Selanjutnya lab alam Parangtritis ini mestinya menjadi tempat bertemu para peneliti kearifan lokal. Saya yakin banyak sekali kearifan lokal dari Ujung Kulon sampai Blambangan yang perlu dipertemukan, didokumentasikan dan direkomendasikan untuk diterapkan. Kearifan ini bisa berupa budi daya ikan di laut hingga, pengolahan ikan pasca panen tanpa formalin, dan budaya menghadapi bencana laut mulai dari abrasi hingga tsunami dan sebagainya.
Badan Pariwisata DIY konon bahkan telah membuat suatu landasan kecil untuk didarati oleh pesawat layang bermesin (trike). Kalau begitu festival tersebut dapat sekalian dijadikan festival trike, atau kalau belum sanggup ya cukup festival layang-layang saja, sebagaimana saat ini sudah dilakukan secara teratur di Bali.

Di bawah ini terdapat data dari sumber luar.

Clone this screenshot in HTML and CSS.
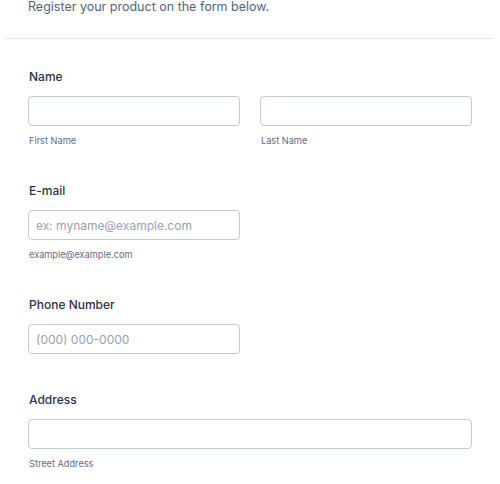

Para pecinta olahraga juga dapat memanfaatkan lab alam itu untuk ‘sensing’ yang lain. Saya teringat pada perguruan beladiri tangan kosong Merpati Putih yang melatih kepekaan batin sehingga orang bisa bernavigas dengan mata tertutup. Saya rasa ‘another sensing’ ini akan banyak menarik perhatian para ahli remote sensing dari seluruh dunia.
Dan bicara ‘kesaktian’ semacam ini, lab alam ini dapat juga dipakai untuk penelitian hantu (!). Konon teman-teman peneliti yang telah berada di lab itu sering melihat penampakan. Ya paling tidak – kata mereka – nanti bisa muncul di acara ‘Dunia Lain’ atau ‘Uji Nyali’.
Festival ini dimaksudkan untuk memperkenalkan lab alam tersebut, sekaligus menarik perhatian masyarakat pada dunia ilmu kepesisiran dan geospasial. Untuk itu, idealnya festival pesisir ini diadakan tidak cukup sekali ini, namun dapat dijadikan agenda tahunan. Dalam festival tahunan ini, dapat diadakan acara populer seperti Lomba Membuat Peta bagi Non Spesialis (Peta berbasis masyarakat), acara camp training kecerdasan spasial anak-anak (‘Geospatial Kids’) hingga acara yang serius semacam Forum Ilmiah atau Seminar.
Yang jelas, keberadaan gumuk pasir harus kita syukuri. Kalau kita syukuri secara proaktif, kreatif dan produktif, Insya Allah nikmat itu ditambah ke berbagai dimensi nikmat yang lain.